• Your instructions: Pull each line holding "index" out of the entries below.

[Records from a data source]
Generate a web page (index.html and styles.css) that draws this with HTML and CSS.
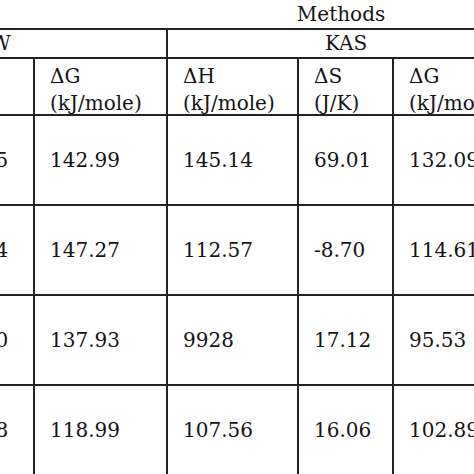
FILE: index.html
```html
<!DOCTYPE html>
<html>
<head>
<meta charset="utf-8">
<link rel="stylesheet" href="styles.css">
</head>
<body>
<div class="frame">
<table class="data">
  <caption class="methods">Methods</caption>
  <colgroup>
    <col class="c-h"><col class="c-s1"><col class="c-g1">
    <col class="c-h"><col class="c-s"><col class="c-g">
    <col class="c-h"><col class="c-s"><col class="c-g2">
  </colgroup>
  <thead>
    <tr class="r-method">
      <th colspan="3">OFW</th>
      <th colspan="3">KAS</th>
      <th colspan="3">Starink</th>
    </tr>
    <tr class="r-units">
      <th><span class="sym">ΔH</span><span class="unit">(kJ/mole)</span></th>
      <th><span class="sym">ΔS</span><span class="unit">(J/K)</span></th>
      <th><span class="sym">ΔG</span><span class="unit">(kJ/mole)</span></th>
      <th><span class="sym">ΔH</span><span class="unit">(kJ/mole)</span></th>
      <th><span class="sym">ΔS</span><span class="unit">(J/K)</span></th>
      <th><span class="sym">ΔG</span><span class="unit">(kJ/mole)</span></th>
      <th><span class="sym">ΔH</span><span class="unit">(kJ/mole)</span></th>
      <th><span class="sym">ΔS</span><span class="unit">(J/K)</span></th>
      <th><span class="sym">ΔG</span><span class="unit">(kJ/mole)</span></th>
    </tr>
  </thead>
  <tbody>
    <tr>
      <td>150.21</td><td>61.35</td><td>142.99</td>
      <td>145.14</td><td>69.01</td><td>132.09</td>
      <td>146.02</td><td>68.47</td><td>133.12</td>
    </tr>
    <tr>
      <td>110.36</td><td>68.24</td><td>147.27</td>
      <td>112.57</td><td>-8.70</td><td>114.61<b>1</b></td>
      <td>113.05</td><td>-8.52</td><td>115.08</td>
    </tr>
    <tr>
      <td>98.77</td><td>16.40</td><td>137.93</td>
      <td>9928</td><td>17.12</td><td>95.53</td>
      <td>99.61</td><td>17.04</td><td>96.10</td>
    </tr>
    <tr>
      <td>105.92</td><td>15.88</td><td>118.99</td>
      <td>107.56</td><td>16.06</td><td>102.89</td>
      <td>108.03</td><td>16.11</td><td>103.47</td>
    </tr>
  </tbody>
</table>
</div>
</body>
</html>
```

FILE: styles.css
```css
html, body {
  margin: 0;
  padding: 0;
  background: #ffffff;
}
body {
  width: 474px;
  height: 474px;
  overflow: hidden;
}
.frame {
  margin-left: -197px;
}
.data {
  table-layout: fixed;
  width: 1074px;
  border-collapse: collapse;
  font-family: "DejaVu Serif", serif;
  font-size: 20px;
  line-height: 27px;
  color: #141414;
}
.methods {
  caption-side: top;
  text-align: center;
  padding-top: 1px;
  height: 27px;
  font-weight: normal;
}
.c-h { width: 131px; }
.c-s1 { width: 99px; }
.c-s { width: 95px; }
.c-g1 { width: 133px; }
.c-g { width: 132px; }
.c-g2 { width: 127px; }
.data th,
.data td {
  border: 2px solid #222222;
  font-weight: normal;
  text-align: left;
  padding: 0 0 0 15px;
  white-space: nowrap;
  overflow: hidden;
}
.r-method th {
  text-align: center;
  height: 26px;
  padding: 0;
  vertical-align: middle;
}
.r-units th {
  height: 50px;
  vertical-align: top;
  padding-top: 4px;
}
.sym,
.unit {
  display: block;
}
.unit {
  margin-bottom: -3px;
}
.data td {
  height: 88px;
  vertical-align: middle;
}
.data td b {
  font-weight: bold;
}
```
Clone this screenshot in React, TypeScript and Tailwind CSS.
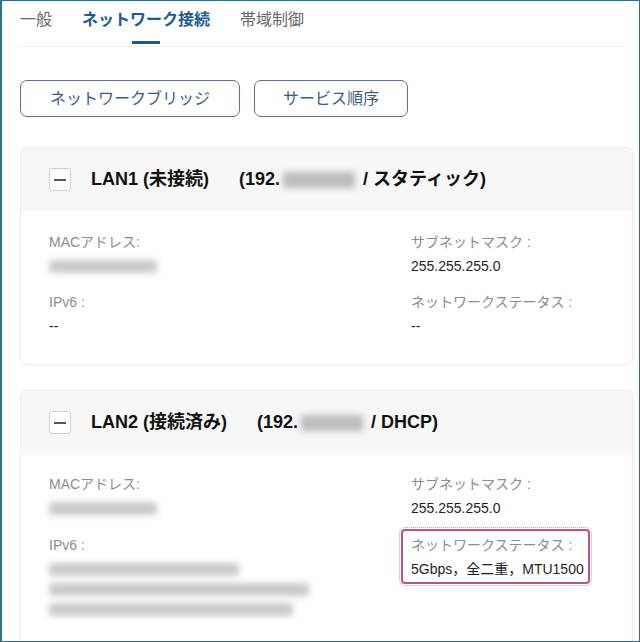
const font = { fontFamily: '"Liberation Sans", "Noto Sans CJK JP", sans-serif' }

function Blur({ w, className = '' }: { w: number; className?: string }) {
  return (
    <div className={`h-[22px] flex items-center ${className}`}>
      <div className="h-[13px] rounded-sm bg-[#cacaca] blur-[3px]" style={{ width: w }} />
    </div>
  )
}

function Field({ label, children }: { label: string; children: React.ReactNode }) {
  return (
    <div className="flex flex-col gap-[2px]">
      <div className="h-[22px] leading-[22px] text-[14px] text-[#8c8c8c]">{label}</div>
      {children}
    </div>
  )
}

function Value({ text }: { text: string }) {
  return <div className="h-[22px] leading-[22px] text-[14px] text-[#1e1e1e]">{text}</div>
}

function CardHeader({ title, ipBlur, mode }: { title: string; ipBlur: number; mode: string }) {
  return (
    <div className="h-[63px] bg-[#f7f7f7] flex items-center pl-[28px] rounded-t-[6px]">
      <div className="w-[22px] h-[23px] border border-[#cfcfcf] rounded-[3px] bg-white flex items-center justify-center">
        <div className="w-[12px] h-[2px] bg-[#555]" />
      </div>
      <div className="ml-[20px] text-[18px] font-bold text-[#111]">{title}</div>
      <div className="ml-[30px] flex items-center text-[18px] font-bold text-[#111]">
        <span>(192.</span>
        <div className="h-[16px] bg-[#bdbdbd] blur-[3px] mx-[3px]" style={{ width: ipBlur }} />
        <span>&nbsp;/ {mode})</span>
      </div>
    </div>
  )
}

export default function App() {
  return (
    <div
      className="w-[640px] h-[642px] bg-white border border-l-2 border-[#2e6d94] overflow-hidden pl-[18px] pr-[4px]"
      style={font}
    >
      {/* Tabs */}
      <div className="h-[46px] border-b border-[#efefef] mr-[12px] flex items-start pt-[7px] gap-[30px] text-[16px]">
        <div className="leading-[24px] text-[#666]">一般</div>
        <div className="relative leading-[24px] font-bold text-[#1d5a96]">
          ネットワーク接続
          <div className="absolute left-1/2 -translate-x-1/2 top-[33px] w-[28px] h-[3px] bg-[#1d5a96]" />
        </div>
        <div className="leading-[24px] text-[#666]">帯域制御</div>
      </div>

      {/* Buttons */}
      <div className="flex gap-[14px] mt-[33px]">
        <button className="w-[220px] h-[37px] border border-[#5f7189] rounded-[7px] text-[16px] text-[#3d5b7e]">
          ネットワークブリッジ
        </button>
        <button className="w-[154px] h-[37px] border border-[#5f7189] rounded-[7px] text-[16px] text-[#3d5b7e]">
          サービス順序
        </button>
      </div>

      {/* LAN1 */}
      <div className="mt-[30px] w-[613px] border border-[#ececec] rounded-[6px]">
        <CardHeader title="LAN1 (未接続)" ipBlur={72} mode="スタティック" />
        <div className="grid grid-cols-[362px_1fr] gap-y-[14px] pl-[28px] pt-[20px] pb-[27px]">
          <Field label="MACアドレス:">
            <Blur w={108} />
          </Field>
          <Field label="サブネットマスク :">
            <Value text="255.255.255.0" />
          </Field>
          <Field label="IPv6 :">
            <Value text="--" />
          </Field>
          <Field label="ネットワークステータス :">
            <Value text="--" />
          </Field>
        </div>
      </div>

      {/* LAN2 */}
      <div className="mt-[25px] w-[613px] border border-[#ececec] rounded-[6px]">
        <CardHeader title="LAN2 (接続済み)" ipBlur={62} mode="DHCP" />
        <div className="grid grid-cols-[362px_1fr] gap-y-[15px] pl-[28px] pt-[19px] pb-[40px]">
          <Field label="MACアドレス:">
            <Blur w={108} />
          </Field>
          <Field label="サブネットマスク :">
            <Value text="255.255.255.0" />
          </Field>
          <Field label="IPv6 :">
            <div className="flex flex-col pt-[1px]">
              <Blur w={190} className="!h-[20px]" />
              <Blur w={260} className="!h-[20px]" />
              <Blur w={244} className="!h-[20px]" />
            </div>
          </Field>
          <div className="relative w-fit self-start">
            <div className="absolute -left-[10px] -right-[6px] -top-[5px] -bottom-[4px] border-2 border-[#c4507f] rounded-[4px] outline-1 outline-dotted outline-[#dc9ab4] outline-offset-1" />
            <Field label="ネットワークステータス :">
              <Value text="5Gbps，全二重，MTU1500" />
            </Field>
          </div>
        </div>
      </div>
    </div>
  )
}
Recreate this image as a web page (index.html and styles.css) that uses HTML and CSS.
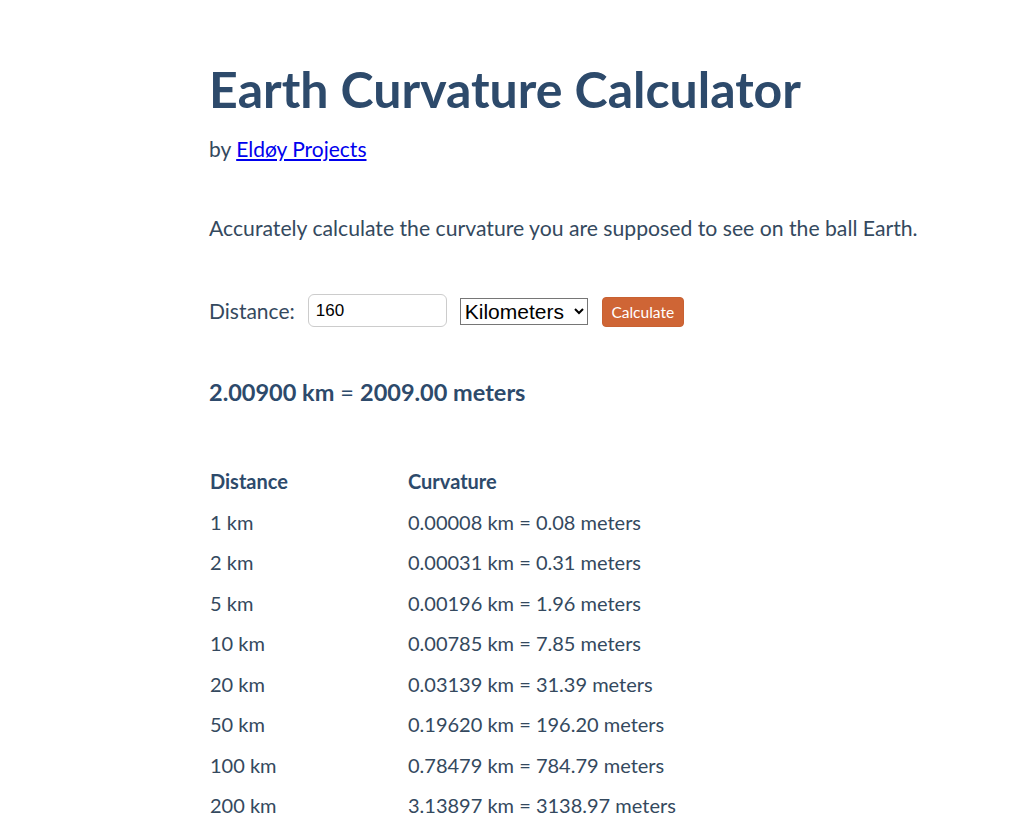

• Result of this exercise:
Generate a web page (index.html and styles.css) that draws this with HTML and CSS.
FILE: index.html
Recreate this image as a web page (index.html and styles.css) that uses HTML and CSS.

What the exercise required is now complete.